For our partners and supporters we help engage the private sector, bringing innovations, technologies and finance to the debate. For our clients we help generate profitable business opportunities and partnerships, provide top-level access to emerging markets and reinforce their commitment to, and their position as leaders within, the global sustainability industry.
It was interesting from the standpoint of seeing how multinationals are taking climate change seriously, but clearly most were also interested in how to make a buck from it, and there was also a lot of greenwashing going on, like the Coca Cola booth bragging about how much they had reduced water consumption in manufacturing their unhealthy product.
On Wednesday evening, December 10, our friend, Carolin Bellstedt, arrived via train from Amsterdam and had dinner with us. Carolin is a cousin of an old Vietnam army buddy of mine, Bernard Horstmann, and she spent half a year with us in Richmond in 2012 while interning at Republic Services as their sustainability consultant.

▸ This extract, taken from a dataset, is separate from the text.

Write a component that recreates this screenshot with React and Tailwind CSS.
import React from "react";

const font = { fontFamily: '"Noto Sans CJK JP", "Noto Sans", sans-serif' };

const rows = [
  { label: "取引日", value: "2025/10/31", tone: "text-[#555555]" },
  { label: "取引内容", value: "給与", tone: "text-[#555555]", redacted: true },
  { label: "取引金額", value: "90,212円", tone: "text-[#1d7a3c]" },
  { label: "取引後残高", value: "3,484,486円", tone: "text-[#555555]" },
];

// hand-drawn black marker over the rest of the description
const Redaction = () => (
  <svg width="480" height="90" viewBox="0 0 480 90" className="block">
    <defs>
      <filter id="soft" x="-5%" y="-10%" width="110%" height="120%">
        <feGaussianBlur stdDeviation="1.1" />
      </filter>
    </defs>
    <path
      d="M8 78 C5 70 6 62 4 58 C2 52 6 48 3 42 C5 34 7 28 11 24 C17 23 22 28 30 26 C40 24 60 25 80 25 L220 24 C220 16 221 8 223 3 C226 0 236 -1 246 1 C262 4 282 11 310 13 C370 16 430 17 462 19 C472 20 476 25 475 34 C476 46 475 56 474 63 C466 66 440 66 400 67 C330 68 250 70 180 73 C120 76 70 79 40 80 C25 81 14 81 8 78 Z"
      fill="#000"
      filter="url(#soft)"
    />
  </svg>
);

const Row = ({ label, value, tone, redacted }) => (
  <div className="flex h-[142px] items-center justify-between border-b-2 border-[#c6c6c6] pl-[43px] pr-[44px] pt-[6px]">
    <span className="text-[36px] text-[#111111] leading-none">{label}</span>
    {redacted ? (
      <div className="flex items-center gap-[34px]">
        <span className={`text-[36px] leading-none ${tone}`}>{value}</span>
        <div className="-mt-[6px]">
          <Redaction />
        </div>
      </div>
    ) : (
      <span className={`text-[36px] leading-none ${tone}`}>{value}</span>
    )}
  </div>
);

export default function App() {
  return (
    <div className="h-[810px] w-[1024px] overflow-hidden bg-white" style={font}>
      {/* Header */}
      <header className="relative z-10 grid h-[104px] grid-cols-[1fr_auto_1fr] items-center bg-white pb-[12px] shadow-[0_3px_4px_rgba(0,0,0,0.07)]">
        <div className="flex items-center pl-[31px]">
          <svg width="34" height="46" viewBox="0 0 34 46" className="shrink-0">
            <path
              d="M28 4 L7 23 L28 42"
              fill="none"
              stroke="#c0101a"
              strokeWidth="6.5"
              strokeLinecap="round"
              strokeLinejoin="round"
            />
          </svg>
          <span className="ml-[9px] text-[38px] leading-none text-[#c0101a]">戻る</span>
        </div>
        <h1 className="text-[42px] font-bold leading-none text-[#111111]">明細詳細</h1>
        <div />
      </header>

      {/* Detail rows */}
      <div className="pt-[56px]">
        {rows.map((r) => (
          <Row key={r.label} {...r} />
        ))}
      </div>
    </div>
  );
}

She just finished a Master’s Degree in Industrial Ecology and is looking for a job.
Shirley and Carolin
The only day off we have had as last Sunday, December 6. After pressing the send button on Report from Paris Part 3, we took the Metro to L’Arc de Triomphe and spent the entire afternoon walking, first down the Champs Elysees, through La Place de la Concorde and Les Tuileries almost to La Bastille, then back across the Seine to our hotel. Christmas and whatever other holidays people choose to celebrate here are big business. There was a Christmas themed temporary village of shops and food stands installed along the entire lower half of the Champs Elysees.

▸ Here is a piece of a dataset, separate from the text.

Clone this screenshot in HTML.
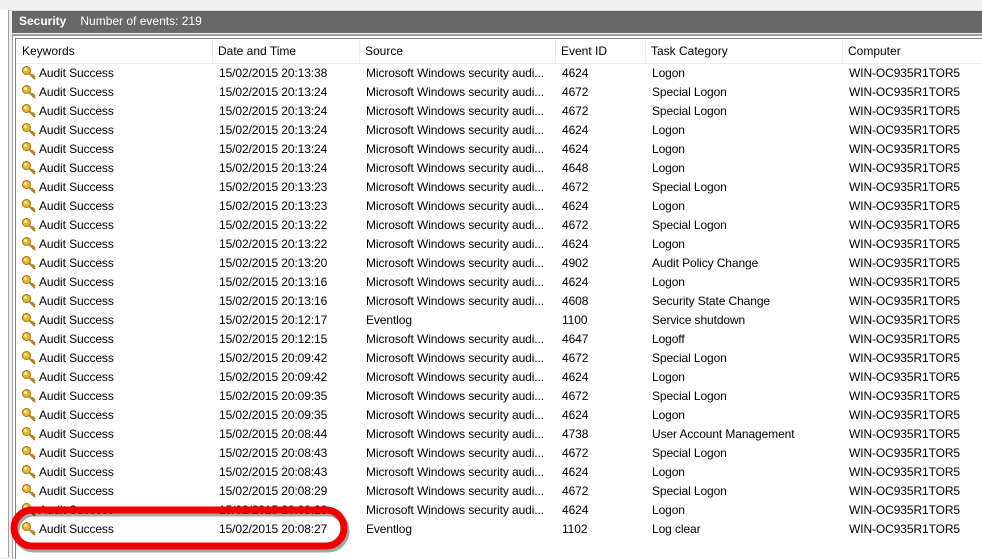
<!DOCTYPE html>
<html><head><style>
body{margin:0;width:982px;height:557px;overflow:hidden;background:#f0f0f0;font-family:"Liberation Sans",sans-serif;font-size:12px;color:#000;position:relative}
.left{position:absolute;left:0;top:10px;width:8px;height:547px;background:#fff;border-right:1px solid #a0a0a0}
.top{position:absolute;left:0;top:0;width:982px;height:10px;background:#f0f0f0;border-bottom:1px solid #d9d9d9}
.bar{position:absolute;left:12px;top:11px;width:970px;height:22px;background:#686868;color:#fff;line-height:21px}
.bar b{margin-left:7px;margin-right:14px}
.list{position:absolute;left:12px;top:34px;width:970px;height:523px;background:#fff;border-top:2px solid #a0a0a0;border-left:1px solid #a0a0a0}
.inner{position:absolute;left:2px;top:2px;right:0;bottom:0;border-left:1px solid #828282;border-top:1px solid #828282}
.hdr{position:absolute;top:0;left:0;right:0;height:24px;border-bottom:1px solid #e5edf6}
.hdr span{position:absolute;top:5px}
.hdr i{position:absolute;top:0;height:24px;border-left:1px solid #e5edf6}
.row{position:absolute;left:0;height:19px;width:960px}
.row span{position:absolute;top:2px;white-space:nowrap;letter-spacing:-0.1px}
.key{position:absolute;left:5px;top:1px;width:16px;height:16px}
</style></head><body>
<div class="top"></div>
<div class="left"></div>
<div class="bar"><b>Security</b>Number of events: 219</div>
<div class="list"><div class="inner">
<div class="hdr">
<span style="left:6px">Keywords</span><i style="left:196px"></i>
<span style="left:202px">Date and Time</span><i style="left:343px"></i>
<span style="left:349px">Source</span><i style="left:539px"></i>
<span style="left:545px">Event ID</span><i style="left:629px"></i>
<span style="left:635px">Task Category</span><i style="left:826px"></i>
<span style="left:832px">Computer</span>
</div>
<div id="rows"></div>
</div></div>
<svg style="position:absolute;left:0;top:0" width="982" height="557"><rect x="16" y="513" width="330" height="36" rx="18" ry="18" fill="none" stroke="rgba(0,0,0,0.35)" stroke-width="7"/><rect x="14" y="510" width="330" height="36" rx="18" ry="18" fill="none" stroke="#ee0000" stroke-width="7"/></svg>
<script>
var d=[["15/02/2015 20:13:38","Microsoft Windows security audi...","4624","Logon"],
["15/02/2015 20:13:24","Microsoft Windows security audi...","4672","Special Logon"],
["15/02/2015 20:13:24","Microsoft Windows security audi...","4672","Special Logon"],
["15/02/2015 20:13:24","Microsoft Windows security audi...","4624","Logon"],
["15/02/2015 20:13:24","Microsoft Windows security audi...","4624","Logon"],
["15/02/2015 20:13:24","Microsoft Windows security audi...","4648","Logon"],
["15/02/2015 20:13:23","Microsoft Windows security audi...","4672","Special Logon"],
["15/02/2015 20:13:23","Microsoft Windows security audi...","4624","Logon"],
["15/02/2015 20:13:22","Microsoft Windows security audi...","4672","Special Logon"],
["15/02/2015 20:13:22","Microsoft Windows security audi...","4624","Logon"],
["15/02/2015 20:13:20","Microsoft Windows security audi...","4902","Audit Policy Change"],
["15/02/2015 20:13:16","Microsoft Windows security audi...","4624","Logon"],
["15/02/2015 20:13:16","Microsoft Windows security audi...","4608","Security State Change"],
["15/02/2015 20:12:17","Eventlog","1100","Service shutdown"],
["15/02/2015 20:12:15","Microsoft Windows security audi...","4647","Logoff"],
["15/02/2015 20:09:42","Microsoft Windows security audi...","4672","Special Logon"],
["15/02/2015 20:09:42","Microsoft Windows security audi...","4624","Logon"],
["15/02/2015 20:09:35","Microsoft Windows security audi...","4672","Special Logon"],
["15/02/2015 20:09:35","Microsoft Windows security audi...","4624","Logon"],
["15/02/2015 20:08:44","Microsoft Windows security audi...","4738","User Account Management"],
["15/02/2015 20:08:43","Microsoft Windows security audi...","4672","Special Logon"],
["15/02/2015 20:08:43","Microsoft Windows security audi...","4624","Logon"],
["15/02/2015 20:08:29","Microsoft Windows security audi...","4672","Special Logon"],
["15/02/2015 20:08:28","Microsoft Windows security audi...","4624","Logon"],
["15/02/2015 20:08:27","Eventlog","1102","Log clear"]];
var key='<svg class="key" viewBox="0 0 16 16"><circle cx="5.5" cy="5.5" r="4" fill="#e8b830" stroke="#a07010"/><circle cx="4.5" cy="4.5" r="1.3" fill="#fff6c0"/><path d="M8 8 L14 14 M11 11 L12.5 9.5 M12.5 12.5 L14 11" stroke="#b08020" stroke-width="2" fill="none"/></svg>';
var h='';
d.forEach(function(r,i){h+='<div class="row" style="top:'+(25+19*i)+'px">'+key+'<span style="left:23px">Audit Success</span><span style="left:203px">'+r[0]+'</span><span style="left:350px">'+r[1]+'</span><span style="left:546px">'+r[2]+'</span><span style="left:636px">'+r[3]+'</span><span style="left:833px">WIN-OC935R1TOR5</span></div>'});
document.getElementById('rows').innerHTML=h;
</script>
</body></html>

Paris decorated for Christmas
Le Champs Elysees
We have tomorrow, Saturday, free, and then we fly home Sunday morning. This will probably be my last report, and the main takeaway I can leave with is the excitement of being a participant in a worldwide movement at the “subnational” (COP-speak) level. Virtually every event we go to emphasizes the critical role for cities and mayors in stopping global warming, adaptation and resilience.